The incident proved so significant that Molson Coors sent a filing to the Securities and Exchange Commission alerting investors in the $10 billion company of the breach, writing that they had "experienced a systems outage that was caused by a cybersecurity incident" and were "working around the clock to get its systems back up as quickly as possible." More than just an email hack, Molson Coors continued that the incident "has caused and may continue to cause a delay or disruption to parts of the Company's business, including its brewery operations, production, and shipments."

coors bottling plant
Credit: Hyoung Chang/MediaNews Group/The Denver Post via Getty Images / Contributor/Getty Images

Reached for comment, Adam Collins—chief communications and corporate affairs officer for Molson Coors—stated, "We have engaged a leading forensic IT firm to assist our investigation into the incident and are working around the clock to get our systems back up as quickly as possible. We will continue to communicate with our business partners with updates." Molson Coors provided the same statement to CNN yesterday, so it would appear there has been no official update to the situation.

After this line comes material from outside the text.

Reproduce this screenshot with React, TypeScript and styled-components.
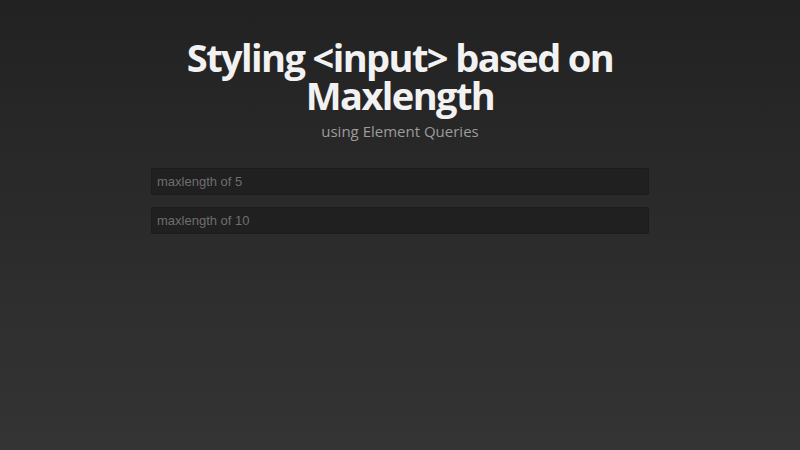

Molson Coors' two most obvious brands appear in the brewing giant's name, but the company also produces a laundry list of other products including Arnold Palmer Spiked Half & Half, Blue Moon, Clearly Kombucha, Crispin Cider, Fosters, Hamm's, Keystone, Leinenkugel's, and Miller—just to pull a few from the first half of the alphabet.

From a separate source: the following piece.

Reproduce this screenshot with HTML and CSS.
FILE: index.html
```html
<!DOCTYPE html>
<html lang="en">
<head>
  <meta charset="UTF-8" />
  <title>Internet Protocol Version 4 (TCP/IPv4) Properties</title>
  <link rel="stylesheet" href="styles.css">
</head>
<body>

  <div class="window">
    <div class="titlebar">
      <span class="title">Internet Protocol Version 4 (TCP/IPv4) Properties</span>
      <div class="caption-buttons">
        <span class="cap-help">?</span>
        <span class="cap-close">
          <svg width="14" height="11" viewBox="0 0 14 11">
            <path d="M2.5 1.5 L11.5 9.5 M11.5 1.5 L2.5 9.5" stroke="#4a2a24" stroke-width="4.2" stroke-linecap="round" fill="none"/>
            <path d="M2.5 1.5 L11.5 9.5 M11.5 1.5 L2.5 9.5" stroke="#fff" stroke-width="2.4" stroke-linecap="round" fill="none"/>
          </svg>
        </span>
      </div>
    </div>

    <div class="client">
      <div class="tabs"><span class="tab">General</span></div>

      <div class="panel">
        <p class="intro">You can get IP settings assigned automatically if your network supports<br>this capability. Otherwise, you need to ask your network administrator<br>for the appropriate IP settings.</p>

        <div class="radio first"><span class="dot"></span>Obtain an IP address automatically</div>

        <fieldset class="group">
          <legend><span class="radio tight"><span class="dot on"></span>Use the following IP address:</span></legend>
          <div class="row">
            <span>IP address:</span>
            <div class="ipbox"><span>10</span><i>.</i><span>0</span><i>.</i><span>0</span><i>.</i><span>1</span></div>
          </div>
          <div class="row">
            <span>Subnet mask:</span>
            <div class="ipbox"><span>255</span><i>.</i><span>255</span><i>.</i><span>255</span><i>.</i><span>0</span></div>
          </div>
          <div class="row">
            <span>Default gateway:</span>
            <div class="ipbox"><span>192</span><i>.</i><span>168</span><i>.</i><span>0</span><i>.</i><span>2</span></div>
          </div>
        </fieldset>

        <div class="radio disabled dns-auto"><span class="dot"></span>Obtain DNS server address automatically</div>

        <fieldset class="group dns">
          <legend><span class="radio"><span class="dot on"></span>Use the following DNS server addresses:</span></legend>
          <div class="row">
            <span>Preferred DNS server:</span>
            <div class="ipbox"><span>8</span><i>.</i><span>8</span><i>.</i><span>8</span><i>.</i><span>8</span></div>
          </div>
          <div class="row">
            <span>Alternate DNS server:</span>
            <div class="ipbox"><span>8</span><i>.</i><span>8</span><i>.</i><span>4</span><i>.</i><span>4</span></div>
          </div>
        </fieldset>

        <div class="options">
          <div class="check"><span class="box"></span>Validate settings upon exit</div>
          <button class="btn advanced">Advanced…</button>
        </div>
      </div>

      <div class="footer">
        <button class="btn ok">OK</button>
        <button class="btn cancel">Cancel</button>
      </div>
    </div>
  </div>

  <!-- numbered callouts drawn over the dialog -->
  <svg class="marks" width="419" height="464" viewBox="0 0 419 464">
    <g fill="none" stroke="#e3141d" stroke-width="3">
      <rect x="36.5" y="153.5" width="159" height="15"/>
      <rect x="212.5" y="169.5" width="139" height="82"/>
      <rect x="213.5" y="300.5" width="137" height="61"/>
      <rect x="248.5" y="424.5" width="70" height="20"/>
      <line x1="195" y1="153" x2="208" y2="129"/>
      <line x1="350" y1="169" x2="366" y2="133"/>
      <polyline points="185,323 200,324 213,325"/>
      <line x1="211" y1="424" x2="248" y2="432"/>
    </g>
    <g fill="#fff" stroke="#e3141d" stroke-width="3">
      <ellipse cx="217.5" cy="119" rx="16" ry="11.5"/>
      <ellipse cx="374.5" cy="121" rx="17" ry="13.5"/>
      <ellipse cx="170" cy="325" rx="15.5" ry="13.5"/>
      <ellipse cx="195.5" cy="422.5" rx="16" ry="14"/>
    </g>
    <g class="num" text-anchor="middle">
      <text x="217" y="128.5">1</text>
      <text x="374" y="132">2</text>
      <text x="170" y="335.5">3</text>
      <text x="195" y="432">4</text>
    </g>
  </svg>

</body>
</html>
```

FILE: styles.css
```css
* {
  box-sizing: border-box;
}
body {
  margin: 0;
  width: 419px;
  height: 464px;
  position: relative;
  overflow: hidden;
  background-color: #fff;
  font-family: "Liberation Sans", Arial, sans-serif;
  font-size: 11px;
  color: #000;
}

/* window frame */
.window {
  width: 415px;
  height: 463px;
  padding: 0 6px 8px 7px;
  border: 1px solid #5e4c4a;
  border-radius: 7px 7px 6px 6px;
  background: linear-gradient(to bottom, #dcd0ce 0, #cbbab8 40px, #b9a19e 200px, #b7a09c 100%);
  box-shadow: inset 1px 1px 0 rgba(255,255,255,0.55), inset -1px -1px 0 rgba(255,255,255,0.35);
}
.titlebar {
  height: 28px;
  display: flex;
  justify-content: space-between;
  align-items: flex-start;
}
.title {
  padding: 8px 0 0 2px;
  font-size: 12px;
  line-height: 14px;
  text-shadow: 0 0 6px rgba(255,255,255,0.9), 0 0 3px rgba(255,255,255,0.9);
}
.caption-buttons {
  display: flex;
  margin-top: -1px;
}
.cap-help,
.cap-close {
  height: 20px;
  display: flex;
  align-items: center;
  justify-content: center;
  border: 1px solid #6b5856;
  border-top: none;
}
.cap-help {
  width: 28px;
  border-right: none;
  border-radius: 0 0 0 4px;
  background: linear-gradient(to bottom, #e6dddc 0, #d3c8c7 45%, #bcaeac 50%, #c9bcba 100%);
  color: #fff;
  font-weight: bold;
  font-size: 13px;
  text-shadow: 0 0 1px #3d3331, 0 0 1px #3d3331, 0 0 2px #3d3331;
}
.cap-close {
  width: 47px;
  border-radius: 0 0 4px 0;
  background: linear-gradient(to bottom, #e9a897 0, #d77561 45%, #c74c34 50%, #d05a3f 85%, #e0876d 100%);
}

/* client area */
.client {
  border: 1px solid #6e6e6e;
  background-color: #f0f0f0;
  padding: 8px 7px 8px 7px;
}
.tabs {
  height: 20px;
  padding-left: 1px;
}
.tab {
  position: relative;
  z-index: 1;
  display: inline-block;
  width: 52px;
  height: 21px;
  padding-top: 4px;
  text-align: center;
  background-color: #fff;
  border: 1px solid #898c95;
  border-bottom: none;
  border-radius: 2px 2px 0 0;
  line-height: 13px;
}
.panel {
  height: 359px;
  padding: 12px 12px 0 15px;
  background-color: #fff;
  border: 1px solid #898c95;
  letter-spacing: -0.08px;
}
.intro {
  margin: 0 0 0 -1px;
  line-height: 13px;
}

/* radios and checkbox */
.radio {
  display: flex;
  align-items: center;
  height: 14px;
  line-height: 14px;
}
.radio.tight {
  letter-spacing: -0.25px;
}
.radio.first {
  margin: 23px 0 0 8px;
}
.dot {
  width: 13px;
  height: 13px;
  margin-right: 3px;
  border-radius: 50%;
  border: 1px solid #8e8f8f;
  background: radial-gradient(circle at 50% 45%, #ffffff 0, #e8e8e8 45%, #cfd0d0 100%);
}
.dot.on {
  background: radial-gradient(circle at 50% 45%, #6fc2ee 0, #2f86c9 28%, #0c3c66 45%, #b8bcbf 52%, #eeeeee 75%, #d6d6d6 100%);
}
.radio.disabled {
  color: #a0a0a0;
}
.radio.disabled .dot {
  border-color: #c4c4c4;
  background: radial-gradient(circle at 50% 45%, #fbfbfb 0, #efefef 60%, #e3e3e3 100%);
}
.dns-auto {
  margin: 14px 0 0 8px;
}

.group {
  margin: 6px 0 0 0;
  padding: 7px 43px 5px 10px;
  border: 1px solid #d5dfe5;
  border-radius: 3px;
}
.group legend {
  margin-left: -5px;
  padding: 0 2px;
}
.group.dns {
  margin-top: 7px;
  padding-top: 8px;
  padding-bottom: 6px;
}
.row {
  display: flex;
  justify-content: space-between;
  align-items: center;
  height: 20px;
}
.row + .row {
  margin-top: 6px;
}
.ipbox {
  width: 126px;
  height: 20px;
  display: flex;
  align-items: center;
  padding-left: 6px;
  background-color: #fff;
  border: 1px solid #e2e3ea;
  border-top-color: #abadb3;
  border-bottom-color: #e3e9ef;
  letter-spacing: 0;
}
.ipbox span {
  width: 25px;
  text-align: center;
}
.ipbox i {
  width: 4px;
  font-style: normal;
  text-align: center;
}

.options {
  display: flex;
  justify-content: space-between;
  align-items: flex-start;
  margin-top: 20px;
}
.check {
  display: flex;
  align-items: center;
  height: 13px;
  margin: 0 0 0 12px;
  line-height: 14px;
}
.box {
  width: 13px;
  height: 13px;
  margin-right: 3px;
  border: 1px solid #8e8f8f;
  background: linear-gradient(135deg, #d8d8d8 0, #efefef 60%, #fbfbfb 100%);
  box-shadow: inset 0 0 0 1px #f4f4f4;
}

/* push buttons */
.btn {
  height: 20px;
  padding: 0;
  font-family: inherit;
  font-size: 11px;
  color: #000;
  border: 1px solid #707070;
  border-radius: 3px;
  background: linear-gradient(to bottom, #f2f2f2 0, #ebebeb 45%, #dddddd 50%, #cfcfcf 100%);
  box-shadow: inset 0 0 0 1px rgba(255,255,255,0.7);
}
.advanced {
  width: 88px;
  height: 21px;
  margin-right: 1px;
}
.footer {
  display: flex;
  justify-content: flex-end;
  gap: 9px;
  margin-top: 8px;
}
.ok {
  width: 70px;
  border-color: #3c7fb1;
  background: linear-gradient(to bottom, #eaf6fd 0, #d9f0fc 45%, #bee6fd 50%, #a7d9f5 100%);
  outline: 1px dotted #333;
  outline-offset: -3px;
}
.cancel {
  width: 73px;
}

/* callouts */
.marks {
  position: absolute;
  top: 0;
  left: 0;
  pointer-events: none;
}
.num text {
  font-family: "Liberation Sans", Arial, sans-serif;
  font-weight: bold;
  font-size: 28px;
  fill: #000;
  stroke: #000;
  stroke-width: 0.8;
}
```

Interestingly enough, the world's largest brewer, Anheuser-Busch InBev, announced two years ago that they had launched their own cybersecurity unit specifically to defend themselves against what the company saw as a growing number of digital threats. Meanwhile, the tech site ZDNet points out that Molson Coors is far from the first beverage brand to deal with a cyberattack: Campari was knocked offline with a ransomware attack this past November, and Arizona Beverages dealt with a similar issue back in 2019.